President Abdurrahman Wahid issued a decree Monday authorising the tribunal to hear cases of gross human rights violations that took place in East Timor after the ballot.

In New York on Wednesday Fred Eckhard, spokesman for UN Secretary General Kofi Annan, said there was concern about dates. Annan has said that violations which took place in the eight months preceding the ballot must also be investigated.

"We would like to see a broader range of time included within the mandate of this special court so that all the violations that occurred in East Timor can be prosecuted," Eckhard added.

But Mulyoharjo insisted the main factor determining whether a case could be heard by the court was not when the incident occurred, but if it had been investigated by Komnas Ham. "If they have been investigated by Komnas Ham, they are considered gross human rights violations, and will therefore be investigated and heard by the tribunal," he said.

The AGO has prepared 12 dossiers concerning two crimes from April 1999 that were investigated by Komnas Ham to present to the tribunal. One was an attack on the Dili home of independence figure Manuel Carrascalao, in which at least 12 people were killed, and the other was the slaughter of refugees in a church in Liquica.

Mulyoharjo said crimes before the ballot which were not investigated by Komnas Ham constituted regular crimes, and should be prosecuted under general law in the normal courts.

The 12 dossiers contain information on several senior military and police officers and notorious militia leader Eurico Guterres.
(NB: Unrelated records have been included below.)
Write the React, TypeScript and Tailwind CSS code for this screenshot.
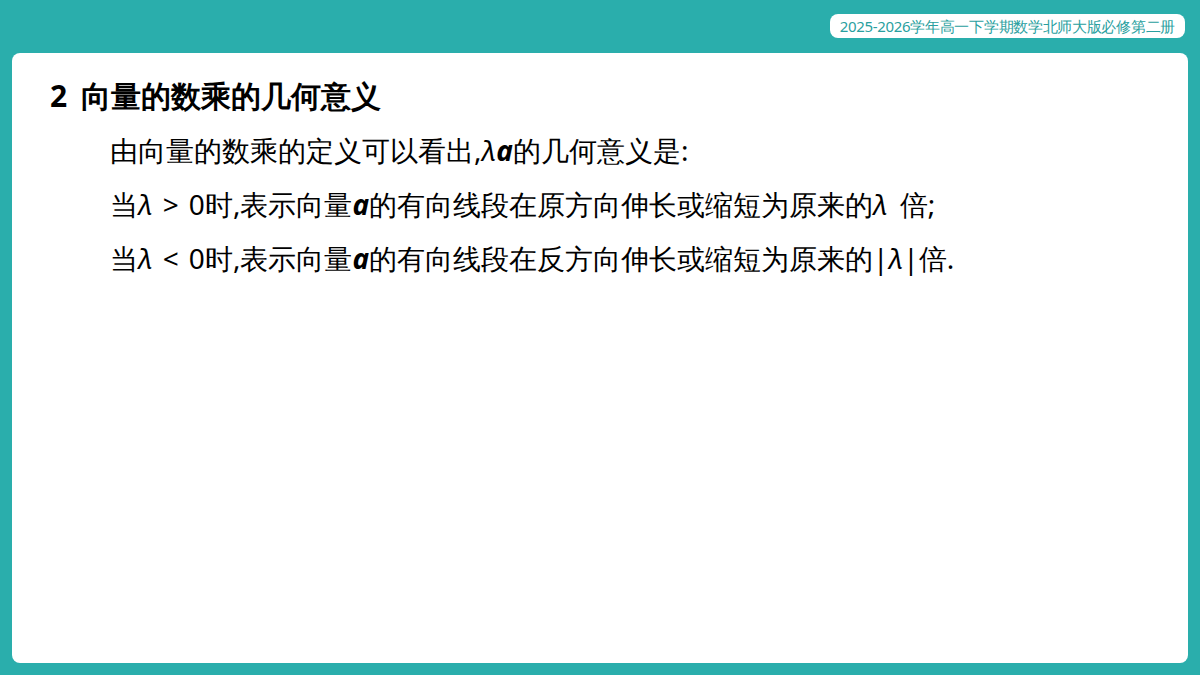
const Lam = () => <span className="italic font-['Liberation_Serif',serif]">λ</span>;
const A = () => <span className="font-bold italic font-['Liberation_Serif',serif]">a</span>;

export default function App() {
  return (
    <div className="w-[1200px] h-[675px] bg-[#2aaeac] flex flex-col px-[12px] pb-[12px] font-['Noto_Sans_CJK_SC',sans-serif]">
      <div className="h-[53px] flex items-start justify-end pt-[14px] pr-[3px]">
        <div className="bg-white rounded-[8px] h-[24px] px-[10px] flex items-center text-[15px] text-[#2a9fa0] tracking-[-0.3px]">
          2025-2026学年高一下学期数学北师大版必修第二册
        </div>
      </div>
      <div className="flex-1 bg-white rounded-[8px] pt-[22px] pl-[38px] text-black">
        <div className="flex items-center text-[30px] font-bold h-[40px]">
          <span className="mr-[14px] font-['Liberation_Serif',serif]">2</span>
          <span>向量的数乘的几何意义</span>
        </div>
        <div className="pl-[60px] mt-[8px] text-[28px] leading-[54px]">
          <div>由向量的数乘的定义可以看出,<Lam /><A />的几何意义是:</div>
          <div>当<Lam /><span className="font-['Liberation_Serif',serif] px-[10px]">&gt;</span><span className="font-['Liberation_Serif',serif]">0</span>时,表示向量<A />的有向线段在原方向伸长或缩短为原来的<Lam /><span className="pl-[12px]">倍;</span></div>
          <div>当<Lam /><span className="font-['Liberation_Serif',serif] px-[10px]">&lt;</span><span className="font-['Liberation_Serif',serif]">0</span>时,表示向量<A />的有向线段在反方向伸长或缩短为原来的<span className="font-['Liberation_Serif',serif]">|<i>λ</i>|</span>倍.</div>
        </div>
      </div>
    </div>
  );
}
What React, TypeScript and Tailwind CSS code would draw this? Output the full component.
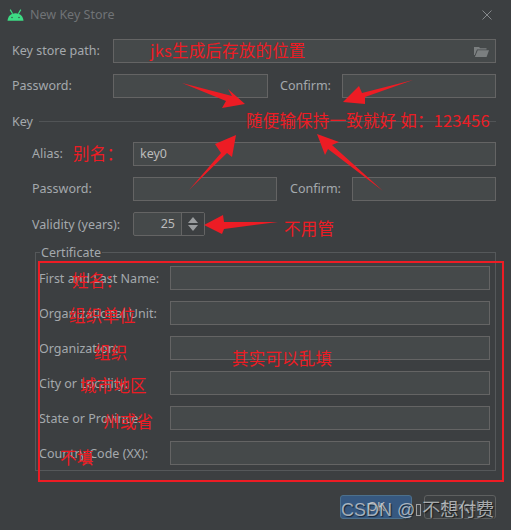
const uiFont = "font-['Noto_Sans','Open_Sans',sans-serif]";
const noteFont = "font-['Noto_Sans_CJK_SC','Noto_Sans',sans-serif] font-normal";

type Note = { text: string; left: number; top: number; size?: number };

// red annotations drawn over the dialog
const notes: Note[] = [
  { text: 'jks生成后存放的位置', left: 150, top: 38 },
  { text: '随便输保持一致就好 如：123456', left: 246, top: 108 },
  { text: '别名：', left: 73, top: 141 },
  { text: '不用管', left: 284, top: 216 },
  { text: '姓名：', left: 72, top: 268 },
  { text: '组织单位', left: 69, top: 303 },
  { text: '组织', left: 94, top: 340 },
  { text: '其实可以乱填', left: 232, top: 346 },
  { text: '城市地区', left: 80, top: 373 },
  { text: '州或省', left: 103, top: 409 },
  { text: '不填', left: 60, top: 445 },
];

const arrows = [
  '182,83 232,96 228,89 245,104 222,108 226,101',
  '413,80 365,97 365,104 343,102 359,86 362,93',
  '189,190 221,153 215,144 236,135 232,157 227,153',
  '383,191 328,149 325,155 317,134 339,142 332,145',
  '204,225 223,215 224,222 278,222 224,229 222,234',
];

const certFields = [
  'First and Last Name:',
  'Organizational Unit:',
  'Organization:',
  'City or Locality:',
  'State or Province:',
  'Country Code (XX):',
];

const Field = ({ className = '', children }: { className?: string; children?: React.ReactNode }) => (
  <div className={`h-6 bg-[#45494a] border border-[#646464] flex items-center text-[#bbbbbb] ${className}`}>
    {children}
  </div>
);

const AndroidIcon = () => (
  <svg width="17" height="12" viewBox="0 0 17 12" fill="#3ddc84">
    <path d="M0.5 11.8 C0.8 7.5 3.5 4.4 8.5 4.2 C13.5 4.4 16.2 7.5 16.5 11.8 Z" />
    <path d="M3.2 0.6 L5.6 4.8 M13.8 0.6 L11.4 4.8" stroke="#3ddc84" strokeWidth="1.2" />
    <circle cx="5" cy="8.5" r="0.7" fill="#3c3f41" />
    <circle cx="12" cy="8.5" r="0.7" fill="#3c3f41" />
  </svg>
);

const FolderIcon = () => (
  <svg width="15" height="11" viewBox="0 0 15 11" fill="#7b7f80">
    <path d="M0 1 H5 L6.2 2.2 H12.5 V3.4 H3 L0.8 9 H0 Z" />
    <path d="M3.7 4.3 H15 L12.6 11 H0.9 Z" />
  </svg>
);

export default function App() {
  return (
    <div className={`relative w-[511px] h-[530px] overflow-hidden bg-[#3c3f41] text-[12.5px] text-[#a4a9ad] ${uiFont}`}>
      {/* title bar */}
      <div className="h-[39px] pl-[7px] pr-[19px] pb-[9px] flex items-center">
        <AndroidIcon />
        <span className="ml-[6px] text-[#707376]">New Key Store</span>
        <svg className="ml-auto" width="10" height="10" viewBox="0 0 10 10" stroke="#85888b" strokeWidth="1">
          <path d="M0.5 0.5 L9.5 9.5 M9.5 0.5 L0.5 9.5" />
        </svg>
      </div>

      <div className="pl-3 pr-[15px]">
        <div className="flex items-center">
          <span className="w-[101px]">Key store path:</span>
          <Field className="flex-1 justify-end pr-[6px]">
            <FolderIcon />
          </Field>
        </div>
        <div className="flex items-center mt-[11px]">
          <span className="w-[101px]">Password:</span>
          <Field className="w-[155px]" />
          <span className="w-[62px] ml-3">Confirm:</span>
          <Field className="flex-1" />
        </div>

        <div className="flex items-center h-5 mt-[14px] mb-[10px]">
          <span>Key</span>
          <div className="flex-1 h-px ml-[6px] bg-[#515456] -translate-y-px" />
        </div>

        <div className="pl-5">
          <div className="flex items-center">
            <span className="w-[101px]">Alias:</span>
            <Field className="flex-1 pl-[6px]">key0</Field>
          </div>
          <div className="flex items-center mt-[11px]">
            <span className="w-[101px]">Password:</span>
            <Field className="w-[144px]" />
            <span className="w-[62px] ml-[13px]">Confirm:</span>
            <Field className="flex-1" />
          </div>
          <div className="flex items-center mt-[11px]">
            <span className="w-[101px] pt-[2px]">Validity (years):</span>
            <div className="w-[72px] h-6 flex bg-[#45494a] border border-[#646464] rounded-[2px] text-[#bbbbbb]">
              <div className="w-[48px] pr-[6px] text-right leading-[22px] border-r border-[#646464]">25</div>
              <div className="flex-1 flex flex-col items-center justify-center gap-[2px] bg-[#3c3f41]">
                <svg width="10" height="6" viewBox="0 0 10 6" fill="#9a9d9f"><path d="M5 0 L10 6 H0 Z" /></svg>
                <svg width="10" height="6" viewBox="0 0 10 6" fill="#9a9d9f"><path d="M0 0 H10 L5 6 Z" /></svg>
              </div>
            </div>
          </div>
        </div>

        <div className="relative ml-[23px] mt-4 h-[219px] border border-[#55585a] pt-[13px] pl-[3px] pr-[5px]">
          <span className="absolute left-[4px] -top-2 px-[1px] leading-[16px] bg-[#3c3f41]">Certificate</span>
          <div className="flex flex-col gap-[11px]">
            {certFields.map((label) => (
              <div key={label} className="flex items-center">
                <span className="w-[131px] pt-[2px] whitespace-nowrap">{label}</span>
                <Field className="flex-1" />
              </div>
            ))}
          </div>
        </div>
      </div>

      <div className="flex justify-end gap-3 pr-[15px] mt-6">
        <div className="w-[72px] h-6 rounded-[3px] bg-[#365880] border border-[#4c708c] text-[#bbbbbb] flex items-center justify-center">OK</div>
        <div className="w-[72px] h-6 rounded-[3px] bg-[#3c3f41] border border-[#5e6060] text-[#8a8d90] flex items-center justify-center">Cancel</div>
      </div>

      {/* annotations pasted over the screenshot */}
      <div className="absolute left-[38px] top-[261px] w-[466px] h-[221px] border-2 border-[#ed1c24]" />
      <div className="absolute left-[83px] top-[453px] w-[9px] h-[11px] bg-[#8a3c3e]" />
      <svg className="absolute left-0 top-0" width="511" height="530" viewBox="0 0 511 530" fill="#ed1c24">
        {arrows.map((points) => (
          <polygon key={points} points={points} />
        ))}
      </svg>
      {notes.map((note) => (
        <span
          key={note.text}
          className={`absolute whitespace-nowrap text-[16.5px] leading-[24px] tracking-[0.2px] text-[#ed1c24] ${noteFont}`}
          style={{ left: note.left, top: note.top }}
        >
          {note.text}
        </span>
      ))}

      {/* watermark */}
      <div className="absolute left-[341px] top-[498px] flex items-center whitespace-nowrap text-[18px] leading-[24px] text-[#dfe1e3]/70 [text-shadow:1px_1px_1px_rgba(0,0,0,0.6)] font-['Liberation_Sans','Noto_Sans_CJK_SC',sans-serif]">
        CSDN @
        <span className="inline-block w-[5px] h-[12px] mx-[1px] border border-[#dfe1e3]/60" />
        不想付费
      </div>
    </div>
  );
}
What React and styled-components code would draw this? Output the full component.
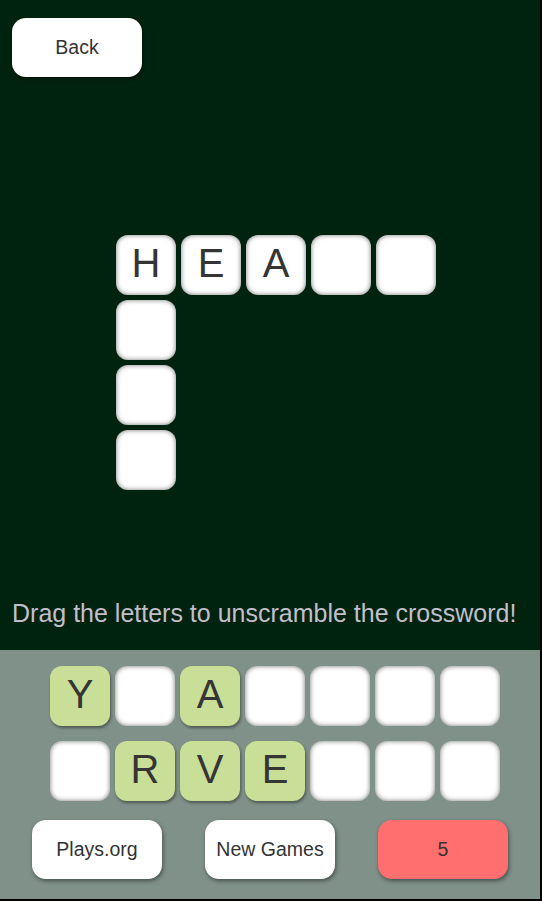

Four militia leaders who had been declared suspects by Indonesian prosecutors have been crossed off the list, because "we haven't been able to find them," Mulyoharjo told AFP. But one of the four, Izidio Manek, was spotted by journalists in a West Timor refugee camp last week.

Indonesia has faced heavy criticism from the international community for its failure to prosecute anyone over the army-backed militia-led orgy of killing, rape, and destruction two years ago.

The violence was unleashed in the months before and after a UN-sponsored ballot, which produced a four-to-one vote in favour of independence.

The UN Human Rights commission reported to Annan in January last year that hundreds of people were killed and about 250,000 were forced across the border into West Timor. A recent report to the UN put the number killed at 2,000.

Eckhard recalled that the UN Security Council postponed a decision on setting up an international tribunal after Indonesia said it would hold its own inquiry into human rights abuses in East Timor. "We have been watching and waiting for Indonesia to take some action, and this is a first step," Eckhard said.